“It will be interesting to see what happens now,” says Chafa. “We get to watch nature unfold.” Deer and turkeys are literally making tracks back to their old stomping grounds in the floodplain.
It is the human effects that are most highlighted by the flood’s impact on the natural landscape. “Under normal conditions the floodplain is heavily cropped,” says Pearson. “It’s a uniform habitat, planted annually, flat, and treated with herbicides that are not friendly to wild plants.”
The flooding creates a natural cleansing effect. “Human infrastructure is not meant to withstand flooding,” continues Pearson, “but natural ecosystems have been around for thousands of years. The river used to flood frequently, and whatever lives there has adapted to flooding.
“In the short term it changed the habitat,” he continues, “but it will gradually return to its former condition.”
Chafa adds there was a heavy toll on the reproductive cycle, with many young animals not surviving when adults did. But that, too, will correct itself in time.
Some species, such as deer, will find added protection from hunters in the fallen trees and tangled brush the floodwaters left behind.

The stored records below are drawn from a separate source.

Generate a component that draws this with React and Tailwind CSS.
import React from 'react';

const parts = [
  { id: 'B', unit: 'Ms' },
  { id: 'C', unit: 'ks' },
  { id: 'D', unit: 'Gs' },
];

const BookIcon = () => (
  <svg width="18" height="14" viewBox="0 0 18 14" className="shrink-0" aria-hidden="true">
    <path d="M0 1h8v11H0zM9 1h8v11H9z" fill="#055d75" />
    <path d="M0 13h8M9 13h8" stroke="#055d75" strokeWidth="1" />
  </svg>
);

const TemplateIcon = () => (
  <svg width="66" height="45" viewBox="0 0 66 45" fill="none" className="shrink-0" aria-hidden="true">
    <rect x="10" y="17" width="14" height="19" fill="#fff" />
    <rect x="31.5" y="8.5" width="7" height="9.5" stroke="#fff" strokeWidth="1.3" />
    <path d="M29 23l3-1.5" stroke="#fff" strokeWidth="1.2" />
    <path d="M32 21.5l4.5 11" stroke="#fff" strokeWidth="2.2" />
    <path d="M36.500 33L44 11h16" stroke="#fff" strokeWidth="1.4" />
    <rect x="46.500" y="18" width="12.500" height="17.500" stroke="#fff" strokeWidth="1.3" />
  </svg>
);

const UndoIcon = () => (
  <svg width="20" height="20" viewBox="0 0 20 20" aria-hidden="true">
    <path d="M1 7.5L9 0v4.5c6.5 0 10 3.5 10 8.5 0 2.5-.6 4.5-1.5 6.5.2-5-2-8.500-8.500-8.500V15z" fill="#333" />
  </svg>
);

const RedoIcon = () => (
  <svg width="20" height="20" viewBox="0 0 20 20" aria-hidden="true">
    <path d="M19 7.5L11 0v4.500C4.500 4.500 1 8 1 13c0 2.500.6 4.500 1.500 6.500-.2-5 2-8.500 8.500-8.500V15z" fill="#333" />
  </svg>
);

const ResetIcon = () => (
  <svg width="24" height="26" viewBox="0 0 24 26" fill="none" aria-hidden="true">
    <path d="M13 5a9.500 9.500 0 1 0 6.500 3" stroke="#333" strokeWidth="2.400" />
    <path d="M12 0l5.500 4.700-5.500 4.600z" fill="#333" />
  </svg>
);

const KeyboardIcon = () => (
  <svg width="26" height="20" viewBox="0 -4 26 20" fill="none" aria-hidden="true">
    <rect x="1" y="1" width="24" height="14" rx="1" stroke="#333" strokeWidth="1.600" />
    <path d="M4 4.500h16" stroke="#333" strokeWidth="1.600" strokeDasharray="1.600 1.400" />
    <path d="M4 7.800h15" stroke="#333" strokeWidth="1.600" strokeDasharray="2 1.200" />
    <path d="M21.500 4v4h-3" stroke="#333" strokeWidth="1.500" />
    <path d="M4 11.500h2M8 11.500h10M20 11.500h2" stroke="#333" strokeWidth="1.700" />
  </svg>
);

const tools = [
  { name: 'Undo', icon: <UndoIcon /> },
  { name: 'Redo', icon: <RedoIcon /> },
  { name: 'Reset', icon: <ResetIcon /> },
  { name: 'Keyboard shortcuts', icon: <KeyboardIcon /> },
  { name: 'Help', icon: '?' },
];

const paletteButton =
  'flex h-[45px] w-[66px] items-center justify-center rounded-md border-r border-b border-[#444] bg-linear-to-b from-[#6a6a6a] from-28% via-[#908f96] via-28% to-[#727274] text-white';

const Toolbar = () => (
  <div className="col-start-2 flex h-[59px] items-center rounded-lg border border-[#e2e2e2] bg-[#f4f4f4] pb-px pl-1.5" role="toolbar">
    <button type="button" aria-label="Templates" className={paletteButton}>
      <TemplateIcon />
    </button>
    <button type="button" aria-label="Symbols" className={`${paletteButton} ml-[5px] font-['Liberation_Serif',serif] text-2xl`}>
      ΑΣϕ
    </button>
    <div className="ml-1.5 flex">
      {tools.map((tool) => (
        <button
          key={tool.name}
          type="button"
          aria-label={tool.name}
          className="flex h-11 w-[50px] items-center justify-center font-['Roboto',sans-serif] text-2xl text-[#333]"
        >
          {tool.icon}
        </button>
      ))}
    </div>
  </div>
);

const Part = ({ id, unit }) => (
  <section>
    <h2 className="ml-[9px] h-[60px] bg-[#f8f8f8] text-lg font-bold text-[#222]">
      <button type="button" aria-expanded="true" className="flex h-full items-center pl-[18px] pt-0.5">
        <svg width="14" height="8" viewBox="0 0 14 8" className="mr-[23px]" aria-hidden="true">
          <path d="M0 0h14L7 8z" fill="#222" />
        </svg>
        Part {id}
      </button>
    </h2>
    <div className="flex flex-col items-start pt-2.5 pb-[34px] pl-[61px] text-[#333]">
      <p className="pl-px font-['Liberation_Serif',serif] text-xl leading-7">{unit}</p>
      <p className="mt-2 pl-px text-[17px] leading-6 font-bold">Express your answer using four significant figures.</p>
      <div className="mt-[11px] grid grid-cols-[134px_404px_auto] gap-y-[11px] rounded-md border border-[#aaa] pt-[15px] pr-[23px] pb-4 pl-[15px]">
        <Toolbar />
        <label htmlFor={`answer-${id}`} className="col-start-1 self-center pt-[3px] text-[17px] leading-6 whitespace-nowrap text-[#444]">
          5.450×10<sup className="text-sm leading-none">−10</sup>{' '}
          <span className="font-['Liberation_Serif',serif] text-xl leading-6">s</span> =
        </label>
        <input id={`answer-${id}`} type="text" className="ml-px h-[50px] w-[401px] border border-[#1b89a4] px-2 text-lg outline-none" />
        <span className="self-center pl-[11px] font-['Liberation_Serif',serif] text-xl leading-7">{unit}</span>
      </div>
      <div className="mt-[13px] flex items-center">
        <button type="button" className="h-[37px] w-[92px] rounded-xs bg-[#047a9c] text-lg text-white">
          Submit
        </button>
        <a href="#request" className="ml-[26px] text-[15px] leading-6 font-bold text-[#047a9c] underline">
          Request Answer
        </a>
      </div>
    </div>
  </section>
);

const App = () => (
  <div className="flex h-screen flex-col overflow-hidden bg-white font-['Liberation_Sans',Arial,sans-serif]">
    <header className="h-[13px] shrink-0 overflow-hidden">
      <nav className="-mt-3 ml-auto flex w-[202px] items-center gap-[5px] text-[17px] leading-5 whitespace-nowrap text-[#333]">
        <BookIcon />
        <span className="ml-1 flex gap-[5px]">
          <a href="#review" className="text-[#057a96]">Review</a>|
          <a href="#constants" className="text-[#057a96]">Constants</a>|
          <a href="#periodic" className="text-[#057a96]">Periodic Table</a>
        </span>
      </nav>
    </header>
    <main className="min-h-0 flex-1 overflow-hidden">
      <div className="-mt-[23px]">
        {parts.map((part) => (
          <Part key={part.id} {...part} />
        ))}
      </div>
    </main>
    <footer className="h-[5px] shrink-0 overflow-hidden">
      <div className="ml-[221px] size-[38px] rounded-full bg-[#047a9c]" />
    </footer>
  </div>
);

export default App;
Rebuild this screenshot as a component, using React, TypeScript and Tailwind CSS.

Because of the water, the floodplain is now ripe for rare plant species, insects, and invertebrates, and that abundance will reverberate up the food chain. “We will likely see an increase in predators the next couple of seasons because of the increased concentration of prey,” says Graeve.
New willows and cottonwoods will reforest the woodlands. That will bring a resurgence of woodcocks — a species of concern in normal times — living among the young trees.
Different songbirds will sing from their growing branches. It’s all part of the give-and-take of nature.
“Floods are devastating to people and cities and farmland but not to natural habitat,” adds Pearson. “This is a turn of the page for wildlife.”